Global Variation in Submarine Channel Sinuosity: Implications for Channels in Space and Time
Jeffrey Peakall, Ransome Corney, Gareth Keevil, Ian Kane, and Bill McCaffrey
University of Leeds, Leeds, United Kingdom
Submarine channels can exhibit spectacularly sinuous planforms and these have drawn comparison with meandering fluvial channels. Deep-marine channel systems can however also form remarkably straight channels with sinuosities barely above one. The range of sinuosity observed in submarine channels can be expected to lead to first order variations in the intra-channel facies architecture of the systems, most notably in terms of deposition on the inside of channel bends. As a consequence, understanding the controls on sinuosity is important for predicting large-scale facies distributions within these systems.
Submarine channels have been shown to individually exhibit a gradual increase in sinuosity towards the mid-fan, a maximum sinuosity at approximately the mid-fan, and then a gradual decline towards the termination of the system. Analysis of the peak sinuosities versus the longitudinal slope of the systems has shown a general trend between maximum sinuosity and slope with the most sinuous being on low slopes and the least sinuous on high slopes.
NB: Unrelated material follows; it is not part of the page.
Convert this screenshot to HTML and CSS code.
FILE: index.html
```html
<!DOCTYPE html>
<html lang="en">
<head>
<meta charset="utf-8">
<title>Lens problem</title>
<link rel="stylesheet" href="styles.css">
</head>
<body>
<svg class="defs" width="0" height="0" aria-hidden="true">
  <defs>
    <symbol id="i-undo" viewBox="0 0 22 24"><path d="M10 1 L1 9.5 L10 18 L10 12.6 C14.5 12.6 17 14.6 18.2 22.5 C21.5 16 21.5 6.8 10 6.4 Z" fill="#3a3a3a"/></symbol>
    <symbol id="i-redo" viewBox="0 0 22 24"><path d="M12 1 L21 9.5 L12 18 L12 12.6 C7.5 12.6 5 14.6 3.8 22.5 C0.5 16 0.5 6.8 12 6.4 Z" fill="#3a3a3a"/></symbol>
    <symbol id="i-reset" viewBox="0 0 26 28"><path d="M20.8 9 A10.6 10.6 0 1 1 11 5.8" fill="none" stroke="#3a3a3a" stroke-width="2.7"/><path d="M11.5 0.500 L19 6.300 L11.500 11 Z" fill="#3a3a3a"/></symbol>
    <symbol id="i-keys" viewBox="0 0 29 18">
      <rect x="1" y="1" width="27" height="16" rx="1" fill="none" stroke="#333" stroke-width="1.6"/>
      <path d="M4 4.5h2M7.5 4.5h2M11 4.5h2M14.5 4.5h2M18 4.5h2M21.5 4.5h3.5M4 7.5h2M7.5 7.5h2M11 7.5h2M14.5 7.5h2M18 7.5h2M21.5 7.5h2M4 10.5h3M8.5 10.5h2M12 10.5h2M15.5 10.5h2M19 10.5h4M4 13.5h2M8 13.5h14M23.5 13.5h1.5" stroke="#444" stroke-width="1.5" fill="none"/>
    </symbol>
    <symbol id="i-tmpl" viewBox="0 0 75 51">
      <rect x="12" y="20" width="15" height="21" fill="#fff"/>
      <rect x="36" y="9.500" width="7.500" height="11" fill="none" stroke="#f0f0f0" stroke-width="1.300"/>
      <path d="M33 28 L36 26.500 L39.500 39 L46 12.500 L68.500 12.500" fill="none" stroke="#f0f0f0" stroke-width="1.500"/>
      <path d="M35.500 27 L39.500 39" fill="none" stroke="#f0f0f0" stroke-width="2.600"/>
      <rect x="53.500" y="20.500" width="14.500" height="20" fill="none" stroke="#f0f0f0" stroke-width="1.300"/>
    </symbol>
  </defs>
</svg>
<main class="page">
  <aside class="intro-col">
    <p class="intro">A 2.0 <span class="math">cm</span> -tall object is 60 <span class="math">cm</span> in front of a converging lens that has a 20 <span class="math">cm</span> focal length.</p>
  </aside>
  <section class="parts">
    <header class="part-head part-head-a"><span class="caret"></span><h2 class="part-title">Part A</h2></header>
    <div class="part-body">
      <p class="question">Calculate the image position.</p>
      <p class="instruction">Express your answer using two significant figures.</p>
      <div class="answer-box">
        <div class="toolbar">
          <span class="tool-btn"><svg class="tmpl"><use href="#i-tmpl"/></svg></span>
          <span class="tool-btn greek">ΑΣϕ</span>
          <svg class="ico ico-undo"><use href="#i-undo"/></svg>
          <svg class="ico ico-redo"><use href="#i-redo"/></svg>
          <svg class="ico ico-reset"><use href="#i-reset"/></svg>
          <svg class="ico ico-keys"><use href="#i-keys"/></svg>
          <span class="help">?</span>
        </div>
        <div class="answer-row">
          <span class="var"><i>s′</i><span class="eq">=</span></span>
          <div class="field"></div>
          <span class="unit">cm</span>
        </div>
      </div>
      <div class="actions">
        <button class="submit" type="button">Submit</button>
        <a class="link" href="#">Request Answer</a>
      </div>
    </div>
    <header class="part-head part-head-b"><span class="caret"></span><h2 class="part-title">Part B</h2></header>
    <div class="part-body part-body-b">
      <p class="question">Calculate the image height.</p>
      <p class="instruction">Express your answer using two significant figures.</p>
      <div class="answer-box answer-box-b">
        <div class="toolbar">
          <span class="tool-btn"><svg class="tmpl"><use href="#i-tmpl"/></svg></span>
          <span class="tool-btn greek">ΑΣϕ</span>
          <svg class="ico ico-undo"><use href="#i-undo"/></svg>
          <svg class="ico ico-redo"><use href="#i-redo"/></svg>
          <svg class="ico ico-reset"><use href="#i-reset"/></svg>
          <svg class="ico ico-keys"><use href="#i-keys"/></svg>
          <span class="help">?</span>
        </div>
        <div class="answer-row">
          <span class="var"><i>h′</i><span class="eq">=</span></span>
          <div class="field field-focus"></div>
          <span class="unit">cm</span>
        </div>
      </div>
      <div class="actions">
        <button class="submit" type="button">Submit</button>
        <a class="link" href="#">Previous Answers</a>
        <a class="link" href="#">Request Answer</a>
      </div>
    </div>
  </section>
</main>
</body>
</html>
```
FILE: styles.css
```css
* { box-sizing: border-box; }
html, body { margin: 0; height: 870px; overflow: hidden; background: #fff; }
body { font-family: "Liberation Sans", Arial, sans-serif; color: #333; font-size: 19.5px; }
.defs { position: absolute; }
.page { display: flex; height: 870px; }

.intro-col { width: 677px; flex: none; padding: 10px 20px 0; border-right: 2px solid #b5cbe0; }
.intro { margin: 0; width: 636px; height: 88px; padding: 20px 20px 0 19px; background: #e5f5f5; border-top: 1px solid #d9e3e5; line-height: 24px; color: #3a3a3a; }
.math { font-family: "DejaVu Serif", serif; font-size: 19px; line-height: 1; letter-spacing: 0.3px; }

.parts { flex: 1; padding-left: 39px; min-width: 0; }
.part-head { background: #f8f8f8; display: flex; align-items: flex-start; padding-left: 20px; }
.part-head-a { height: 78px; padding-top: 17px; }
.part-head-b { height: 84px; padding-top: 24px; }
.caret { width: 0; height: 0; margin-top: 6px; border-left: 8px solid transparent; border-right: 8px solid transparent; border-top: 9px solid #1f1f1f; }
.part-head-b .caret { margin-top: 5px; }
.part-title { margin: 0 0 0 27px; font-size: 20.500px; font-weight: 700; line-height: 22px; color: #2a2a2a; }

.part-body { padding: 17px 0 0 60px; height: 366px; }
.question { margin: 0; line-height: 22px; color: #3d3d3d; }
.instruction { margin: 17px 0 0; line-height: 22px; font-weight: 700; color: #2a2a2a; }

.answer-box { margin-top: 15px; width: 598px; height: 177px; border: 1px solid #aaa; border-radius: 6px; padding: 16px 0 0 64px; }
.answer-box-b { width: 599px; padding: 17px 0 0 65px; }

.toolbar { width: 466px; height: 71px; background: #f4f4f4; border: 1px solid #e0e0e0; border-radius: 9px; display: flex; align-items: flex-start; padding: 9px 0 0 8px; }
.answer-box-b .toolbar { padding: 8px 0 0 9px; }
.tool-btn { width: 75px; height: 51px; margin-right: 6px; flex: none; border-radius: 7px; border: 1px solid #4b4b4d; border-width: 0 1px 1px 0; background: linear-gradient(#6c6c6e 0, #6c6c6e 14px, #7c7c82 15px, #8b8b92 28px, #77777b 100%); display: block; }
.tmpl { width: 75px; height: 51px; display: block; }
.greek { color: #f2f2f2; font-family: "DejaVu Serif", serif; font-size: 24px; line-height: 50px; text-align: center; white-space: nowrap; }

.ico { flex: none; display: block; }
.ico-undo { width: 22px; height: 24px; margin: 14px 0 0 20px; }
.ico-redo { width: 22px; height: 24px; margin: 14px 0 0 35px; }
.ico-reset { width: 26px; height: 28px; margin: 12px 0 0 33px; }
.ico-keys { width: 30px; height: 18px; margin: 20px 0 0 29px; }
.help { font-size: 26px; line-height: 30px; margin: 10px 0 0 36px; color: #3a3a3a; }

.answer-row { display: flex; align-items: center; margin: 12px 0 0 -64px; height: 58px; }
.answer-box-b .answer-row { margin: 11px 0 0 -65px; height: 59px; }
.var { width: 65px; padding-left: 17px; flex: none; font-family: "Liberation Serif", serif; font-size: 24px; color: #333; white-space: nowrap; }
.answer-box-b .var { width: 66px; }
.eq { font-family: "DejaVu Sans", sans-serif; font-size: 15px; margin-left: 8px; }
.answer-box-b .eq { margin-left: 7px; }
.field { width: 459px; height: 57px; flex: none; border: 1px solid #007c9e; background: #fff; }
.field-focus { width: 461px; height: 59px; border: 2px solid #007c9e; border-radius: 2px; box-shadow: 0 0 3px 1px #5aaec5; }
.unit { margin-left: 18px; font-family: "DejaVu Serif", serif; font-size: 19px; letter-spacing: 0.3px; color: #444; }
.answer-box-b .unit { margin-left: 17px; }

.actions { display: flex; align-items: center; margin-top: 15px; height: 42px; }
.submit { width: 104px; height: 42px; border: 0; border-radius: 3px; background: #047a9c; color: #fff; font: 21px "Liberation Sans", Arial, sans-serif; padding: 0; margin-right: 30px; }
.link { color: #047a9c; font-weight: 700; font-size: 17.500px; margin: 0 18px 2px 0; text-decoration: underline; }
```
This led to a classification of fans in terms of two end-members, low sinuosity – high gradient systems, and high-sinuosity – low gradient systems.
Here we look at channel sinuosity as a function of latitude and demonstrate that the strength of the correlation between the two is strong. Importantly, the dependence of sinuosity on latitude is very much stronger than the dependence on slope. The possible underlying reasons for this observation are then explored.